_WHAT YOU SHOULD DO_: Some lines in the listing below may include the string "React". How many are there? Give only the number.
= = = =
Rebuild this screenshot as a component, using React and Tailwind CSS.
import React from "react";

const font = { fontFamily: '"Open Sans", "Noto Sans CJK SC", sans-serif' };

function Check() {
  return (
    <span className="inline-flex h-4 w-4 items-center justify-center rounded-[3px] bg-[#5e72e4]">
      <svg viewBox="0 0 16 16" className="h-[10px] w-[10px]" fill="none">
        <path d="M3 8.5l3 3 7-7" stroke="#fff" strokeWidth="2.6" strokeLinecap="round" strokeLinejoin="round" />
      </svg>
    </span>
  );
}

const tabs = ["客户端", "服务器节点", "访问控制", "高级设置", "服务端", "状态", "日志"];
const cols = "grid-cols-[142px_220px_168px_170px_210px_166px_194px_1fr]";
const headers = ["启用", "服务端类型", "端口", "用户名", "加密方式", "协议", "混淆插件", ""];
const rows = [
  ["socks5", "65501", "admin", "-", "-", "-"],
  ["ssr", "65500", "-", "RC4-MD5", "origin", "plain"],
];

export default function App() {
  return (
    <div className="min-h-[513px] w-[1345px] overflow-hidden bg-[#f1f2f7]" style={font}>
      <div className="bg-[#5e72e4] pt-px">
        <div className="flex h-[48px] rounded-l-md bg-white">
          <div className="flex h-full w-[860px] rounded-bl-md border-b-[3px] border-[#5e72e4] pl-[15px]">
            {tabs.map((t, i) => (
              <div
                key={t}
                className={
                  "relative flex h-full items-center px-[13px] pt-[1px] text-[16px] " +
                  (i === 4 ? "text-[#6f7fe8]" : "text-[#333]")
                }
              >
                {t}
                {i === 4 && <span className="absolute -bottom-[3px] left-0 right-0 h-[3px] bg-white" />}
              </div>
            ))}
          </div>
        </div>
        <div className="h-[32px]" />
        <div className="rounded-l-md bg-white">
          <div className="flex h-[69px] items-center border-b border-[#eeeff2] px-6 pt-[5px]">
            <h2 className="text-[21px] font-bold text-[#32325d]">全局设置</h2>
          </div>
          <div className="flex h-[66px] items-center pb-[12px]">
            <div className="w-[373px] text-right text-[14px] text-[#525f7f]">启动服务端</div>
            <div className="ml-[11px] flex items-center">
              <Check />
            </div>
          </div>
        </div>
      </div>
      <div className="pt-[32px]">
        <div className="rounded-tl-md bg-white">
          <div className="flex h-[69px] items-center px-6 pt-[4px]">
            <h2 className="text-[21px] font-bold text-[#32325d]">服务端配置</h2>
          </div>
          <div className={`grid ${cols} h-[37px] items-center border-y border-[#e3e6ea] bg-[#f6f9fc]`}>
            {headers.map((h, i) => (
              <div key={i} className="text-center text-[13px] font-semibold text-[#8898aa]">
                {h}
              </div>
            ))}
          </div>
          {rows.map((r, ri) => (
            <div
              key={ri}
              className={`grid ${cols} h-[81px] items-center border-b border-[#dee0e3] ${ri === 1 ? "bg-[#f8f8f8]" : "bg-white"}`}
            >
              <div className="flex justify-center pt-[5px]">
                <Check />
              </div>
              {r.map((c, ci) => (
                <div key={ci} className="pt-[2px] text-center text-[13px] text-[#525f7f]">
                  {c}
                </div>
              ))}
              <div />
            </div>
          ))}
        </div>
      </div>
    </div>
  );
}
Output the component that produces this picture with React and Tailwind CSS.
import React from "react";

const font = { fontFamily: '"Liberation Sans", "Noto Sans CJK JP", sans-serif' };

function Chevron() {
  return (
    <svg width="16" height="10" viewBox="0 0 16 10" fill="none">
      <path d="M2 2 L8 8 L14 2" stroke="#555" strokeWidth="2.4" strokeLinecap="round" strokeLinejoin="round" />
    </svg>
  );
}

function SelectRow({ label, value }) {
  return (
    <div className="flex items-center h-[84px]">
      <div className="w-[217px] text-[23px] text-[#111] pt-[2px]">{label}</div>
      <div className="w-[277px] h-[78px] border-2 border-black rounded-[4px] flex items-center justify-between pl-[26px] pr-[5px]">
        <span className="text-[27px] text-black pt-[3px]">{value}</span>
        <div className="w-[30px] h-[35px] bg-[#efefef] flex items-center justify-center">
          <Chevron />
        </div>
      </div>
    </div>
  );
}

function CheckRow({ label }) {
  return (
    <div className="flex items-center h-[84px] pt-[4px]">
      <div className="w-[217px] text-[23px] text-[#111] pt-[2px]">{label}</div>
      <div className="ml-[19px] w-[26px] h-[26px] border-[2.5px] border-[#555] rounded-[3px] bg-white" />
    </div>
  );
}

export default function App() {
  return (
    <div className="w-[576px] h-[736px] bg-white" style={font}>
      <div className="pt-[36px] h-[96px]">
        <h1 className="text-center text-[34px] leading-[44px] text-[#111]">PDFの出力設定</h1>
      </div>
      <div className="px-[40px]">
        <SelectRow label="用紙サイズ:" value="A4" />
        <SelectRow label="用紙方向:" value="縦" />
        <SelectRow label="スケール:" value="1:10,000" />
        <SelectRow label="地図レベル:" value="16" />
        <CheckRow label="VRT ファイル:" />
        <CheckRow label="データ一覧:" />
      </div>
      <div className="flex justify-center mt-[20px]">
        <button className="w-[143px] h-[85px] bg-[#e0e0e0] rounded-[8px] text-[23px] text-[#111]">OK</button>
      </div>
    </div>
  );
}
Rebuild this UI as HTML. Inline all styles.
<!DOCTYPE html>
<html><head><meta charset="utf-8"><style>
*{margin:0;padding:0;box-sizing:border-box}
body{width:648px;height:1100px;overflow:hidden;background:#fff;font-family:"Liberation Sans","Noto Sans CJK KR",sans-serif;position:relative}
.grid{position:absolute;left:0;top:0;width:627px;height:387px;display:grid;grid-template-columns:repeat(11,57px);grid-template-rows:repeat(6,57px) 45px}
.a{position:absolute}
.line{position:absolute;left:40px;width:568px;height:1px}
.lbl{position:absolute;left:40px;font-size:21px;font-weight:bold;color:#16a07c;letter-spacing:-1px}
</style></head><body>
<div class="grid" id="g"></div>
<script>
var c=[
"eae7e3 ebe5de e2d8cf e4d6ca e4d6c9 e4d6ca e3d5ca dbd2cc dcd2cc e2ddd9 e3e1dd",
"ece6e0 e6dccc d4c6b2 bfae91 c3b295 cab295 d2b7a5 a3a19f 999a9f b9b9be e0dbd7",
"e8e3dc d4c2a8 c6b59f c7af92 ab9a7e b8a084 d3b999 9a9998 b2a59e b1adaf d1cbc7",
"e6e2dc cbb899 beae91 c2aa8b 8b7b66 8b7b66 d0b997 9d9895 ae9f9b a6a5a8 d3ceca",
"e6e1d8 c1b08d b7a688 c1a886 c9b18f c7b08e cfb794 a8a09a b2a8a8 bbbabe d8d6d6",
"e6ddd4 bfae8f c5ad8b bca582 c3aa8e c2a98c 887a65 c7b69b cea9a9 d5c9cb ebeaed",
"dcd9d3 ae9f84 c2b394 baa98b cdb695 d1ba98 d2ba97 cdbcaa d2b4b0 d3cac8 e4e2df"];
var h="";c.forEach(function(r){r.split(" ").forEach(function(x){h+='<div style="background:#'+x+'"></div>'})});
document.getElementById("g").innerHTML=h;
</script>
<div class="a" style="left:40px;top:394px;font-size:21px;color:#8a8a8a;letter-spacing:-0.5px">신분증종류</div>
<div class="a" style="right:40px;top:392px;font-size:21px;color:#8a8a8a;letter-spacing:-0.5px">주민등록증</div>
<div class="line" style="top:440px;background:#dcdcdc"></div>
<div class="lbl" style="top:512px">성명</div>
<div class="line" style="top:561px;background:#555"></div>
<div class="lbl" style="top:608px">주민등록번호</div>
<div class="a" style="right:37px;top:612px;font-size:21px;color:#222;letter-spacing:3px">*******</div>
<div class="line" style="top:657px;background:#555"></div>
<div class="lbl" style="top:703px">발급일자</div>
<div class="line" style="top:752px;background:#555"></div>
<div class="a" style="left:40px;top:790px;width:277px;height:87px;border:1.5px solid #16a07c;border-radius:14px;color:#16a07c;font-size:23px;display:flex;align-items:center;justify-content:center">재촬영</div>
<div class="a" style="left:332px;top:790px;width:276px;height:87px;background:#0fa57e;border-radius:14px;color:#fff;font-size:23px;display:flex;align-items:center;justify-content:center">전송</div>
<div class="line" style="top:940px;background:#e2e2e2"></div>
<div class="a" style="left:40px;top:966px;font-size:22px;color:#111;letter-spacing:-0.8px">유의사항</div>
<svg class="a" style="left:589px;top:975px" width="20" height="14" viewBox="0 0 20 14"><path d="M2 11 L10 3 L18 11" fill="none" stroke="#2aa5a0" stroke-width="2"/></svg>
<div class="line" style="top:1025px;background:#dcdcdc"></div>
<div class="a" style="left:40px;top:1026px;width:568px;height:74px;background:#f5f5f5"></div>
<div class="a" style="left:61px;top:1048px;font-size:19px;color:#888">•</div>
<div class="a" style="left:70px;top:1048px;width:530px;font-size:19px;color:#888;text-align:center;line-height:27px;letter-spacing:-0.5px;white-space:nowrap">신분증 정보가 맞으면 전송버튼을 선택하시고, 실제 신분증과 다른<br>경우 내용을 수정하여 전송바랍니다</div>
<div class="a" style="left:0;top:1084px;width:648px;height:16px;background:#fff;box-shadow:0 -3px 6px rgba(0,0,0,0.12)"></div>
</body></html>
= = = =
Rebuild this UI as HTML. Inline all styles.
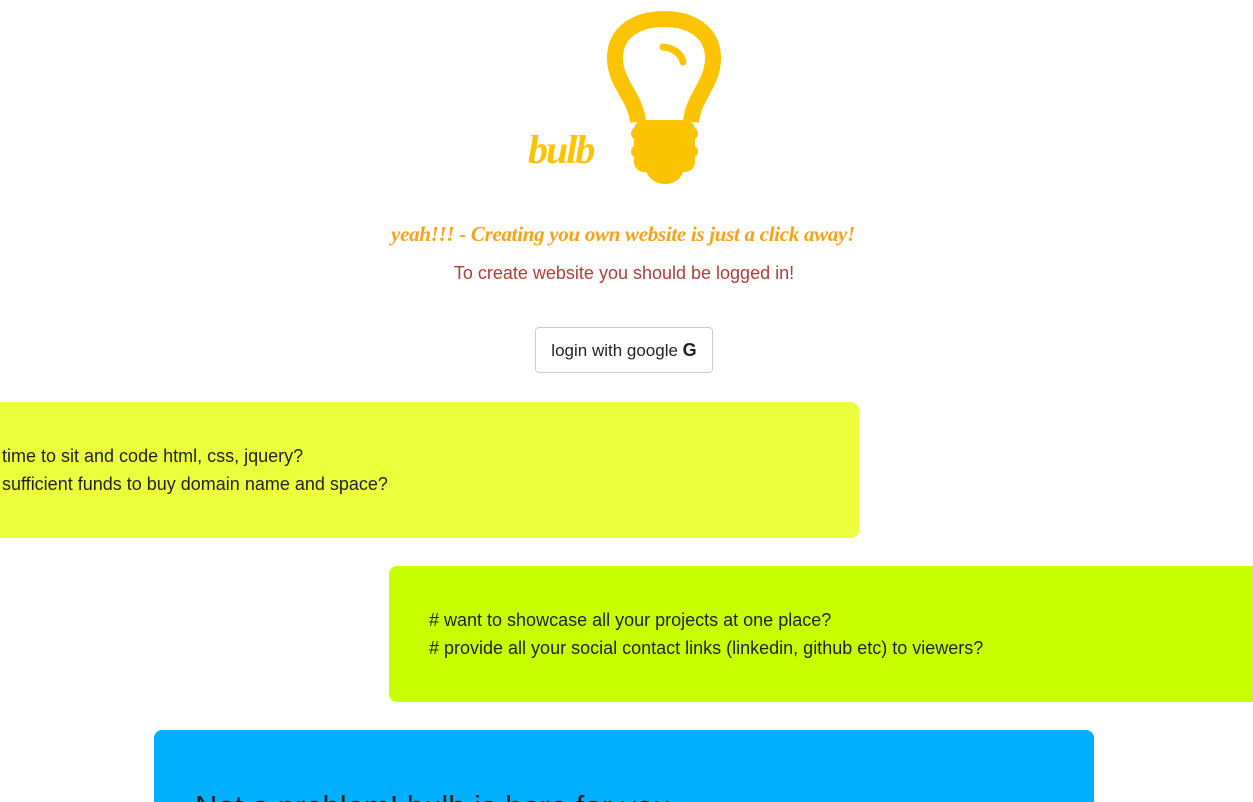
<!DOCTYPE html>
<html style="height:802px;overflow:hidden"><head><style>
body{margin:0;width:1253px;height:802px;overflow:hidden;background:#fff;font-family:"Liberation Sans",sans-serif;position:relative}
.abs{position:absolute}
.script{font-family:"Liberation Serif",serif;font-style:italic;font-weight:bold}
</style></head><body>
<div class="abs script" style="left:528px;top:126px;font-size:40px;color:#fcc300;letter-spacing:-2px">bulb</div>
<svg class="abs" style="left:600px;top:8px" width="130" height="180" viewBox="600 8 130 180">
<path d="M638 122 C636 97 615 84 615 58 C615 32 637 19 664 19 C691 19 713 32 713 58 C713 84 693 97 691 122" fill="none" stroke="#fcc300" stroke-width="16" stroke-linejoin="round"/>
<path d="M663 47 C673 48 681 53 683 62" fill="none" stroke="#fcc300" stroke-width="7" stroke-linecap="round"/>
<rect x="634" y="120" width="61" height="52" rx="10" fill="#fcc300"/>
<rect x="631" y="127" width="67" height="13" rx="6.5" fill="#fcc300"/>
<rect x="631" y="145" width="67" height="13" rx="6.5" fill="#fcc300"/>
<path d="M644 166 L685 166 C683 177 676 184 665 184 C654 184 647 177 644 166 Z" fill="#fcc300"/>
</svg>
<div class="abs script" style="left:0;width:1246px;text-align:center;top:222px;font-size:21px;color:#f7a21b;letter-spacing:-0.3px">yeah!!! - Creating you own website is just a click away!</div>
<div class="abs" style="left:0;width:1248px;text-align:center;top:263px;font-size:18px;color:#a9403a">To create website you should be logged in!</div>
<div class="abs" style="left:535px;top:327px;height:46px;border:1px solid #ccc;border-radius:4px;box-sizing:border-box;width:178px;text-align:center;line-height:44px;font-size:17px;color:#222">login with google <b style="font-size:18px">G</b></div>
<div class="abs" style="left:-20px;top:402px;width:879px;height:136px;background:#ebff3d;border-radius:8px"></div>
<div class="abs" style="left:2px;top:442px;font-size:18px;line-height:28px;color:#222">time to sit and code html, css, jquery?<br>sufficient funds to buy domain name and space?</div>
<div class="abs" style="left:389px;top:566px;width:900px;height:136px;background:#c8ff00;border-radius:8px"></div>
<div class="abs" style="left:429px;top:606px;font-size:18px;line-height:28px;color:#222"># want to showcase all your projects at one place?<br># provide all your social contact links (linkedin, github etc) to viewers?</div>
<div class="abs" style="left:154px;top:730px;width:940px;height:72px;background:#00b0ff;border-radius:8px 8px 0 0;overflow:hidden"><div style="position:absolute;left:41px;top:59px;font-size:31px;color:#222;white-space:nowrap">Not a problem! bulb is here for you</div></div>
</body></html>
= = = =
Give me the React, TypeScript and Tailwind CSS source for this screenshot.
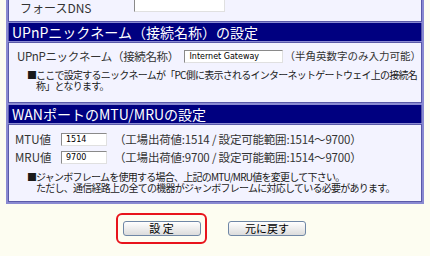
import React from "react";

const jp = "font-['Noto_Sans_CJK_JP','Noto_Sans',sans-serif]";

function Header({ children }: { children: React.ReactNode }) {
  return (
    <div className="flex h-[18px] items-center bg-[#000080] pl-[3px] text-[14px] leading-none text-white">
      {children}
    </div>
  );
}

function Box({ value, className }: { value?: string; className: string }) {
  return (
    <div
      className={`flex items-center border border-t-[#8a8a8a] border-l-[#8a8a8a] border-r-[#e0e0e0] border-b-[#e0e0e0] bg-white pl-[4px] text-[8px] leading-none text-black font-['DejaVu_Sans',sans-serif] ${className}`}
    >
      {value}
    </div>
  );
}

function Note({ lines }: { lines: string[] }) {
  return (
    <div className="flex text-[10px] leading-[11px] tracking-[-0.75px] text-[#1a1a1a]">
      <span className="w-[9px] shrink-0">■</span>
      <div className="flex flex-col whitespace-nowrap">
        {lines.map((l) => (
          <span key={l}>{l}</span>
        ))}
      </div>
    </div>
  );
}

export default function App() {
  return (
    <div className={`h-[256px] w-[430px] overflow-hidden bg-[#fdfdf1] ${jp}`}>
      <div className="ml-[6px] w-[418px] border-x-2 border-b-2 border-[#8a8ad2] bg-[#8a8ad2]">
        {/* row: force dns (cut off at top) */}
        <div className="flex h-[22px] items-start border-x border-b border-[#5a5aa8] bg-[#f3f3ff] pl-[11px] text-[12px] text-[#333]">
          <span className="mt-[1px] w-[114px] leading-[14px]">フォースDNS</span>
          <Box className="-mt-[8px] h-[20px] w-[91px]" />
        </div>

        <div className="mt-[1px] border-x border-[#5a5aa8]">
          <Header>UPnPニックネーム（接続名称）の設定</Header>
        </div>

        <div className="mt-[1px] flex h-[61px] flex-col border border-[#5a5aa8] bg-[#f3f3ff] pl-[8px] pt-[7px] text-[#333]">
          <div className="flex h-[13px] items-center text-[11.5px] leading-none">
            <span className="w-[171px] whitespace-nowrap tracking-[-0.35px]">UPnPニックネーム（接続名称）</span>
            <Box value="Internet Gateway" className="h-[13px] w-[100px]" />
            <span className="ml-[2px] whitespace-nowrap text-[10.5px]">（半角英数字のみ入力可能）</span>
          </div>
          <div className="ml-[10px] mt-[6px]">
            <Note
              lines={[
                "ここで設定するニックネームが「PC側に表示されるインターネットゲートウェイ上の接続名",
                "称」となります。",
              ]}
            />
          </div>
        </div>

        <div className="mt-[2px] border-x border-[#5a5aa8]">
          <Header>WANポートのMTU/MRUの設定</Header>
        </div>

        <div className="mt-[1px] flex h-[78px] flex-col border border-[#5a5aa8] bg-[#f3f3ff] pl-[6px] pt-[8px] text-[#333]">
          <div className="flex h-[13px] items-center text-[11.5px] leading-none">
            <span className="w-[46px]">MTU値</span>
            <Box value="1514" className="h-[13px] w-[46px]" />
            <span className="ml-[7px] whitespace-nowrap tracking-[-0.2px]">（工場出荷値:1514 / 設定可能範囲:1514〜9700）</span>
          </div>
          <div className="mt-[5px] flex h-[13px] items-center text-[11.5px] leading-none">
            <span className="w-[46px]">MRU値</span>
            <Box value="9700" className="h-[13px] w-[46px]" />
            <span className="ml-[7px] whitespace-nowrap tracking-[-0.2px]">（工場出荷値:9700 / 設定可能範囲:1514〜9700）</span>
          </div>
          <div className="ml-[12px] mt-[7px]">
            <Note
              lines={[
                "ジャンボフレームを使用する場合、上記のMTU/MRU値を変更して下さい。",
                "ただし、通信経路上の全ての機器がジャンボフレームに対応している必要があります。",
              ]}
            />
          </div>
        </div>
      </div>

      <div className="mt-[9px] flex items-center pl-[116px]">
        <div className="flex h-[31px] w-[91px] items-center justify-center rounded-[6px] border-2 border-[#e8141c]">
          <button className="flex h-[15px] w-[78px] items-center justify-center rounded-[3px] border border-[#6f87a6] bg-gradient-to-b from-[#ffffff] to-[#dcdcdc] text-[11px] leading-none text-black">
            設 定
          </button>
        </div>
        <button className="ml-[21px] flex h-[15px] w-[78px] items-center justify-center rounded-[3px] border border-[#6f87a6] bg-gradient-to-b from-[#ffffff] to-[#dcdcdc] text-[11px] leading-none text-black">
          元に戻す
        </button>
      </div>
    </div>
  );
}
= = = =
_RESULT OF THE TASK_: 7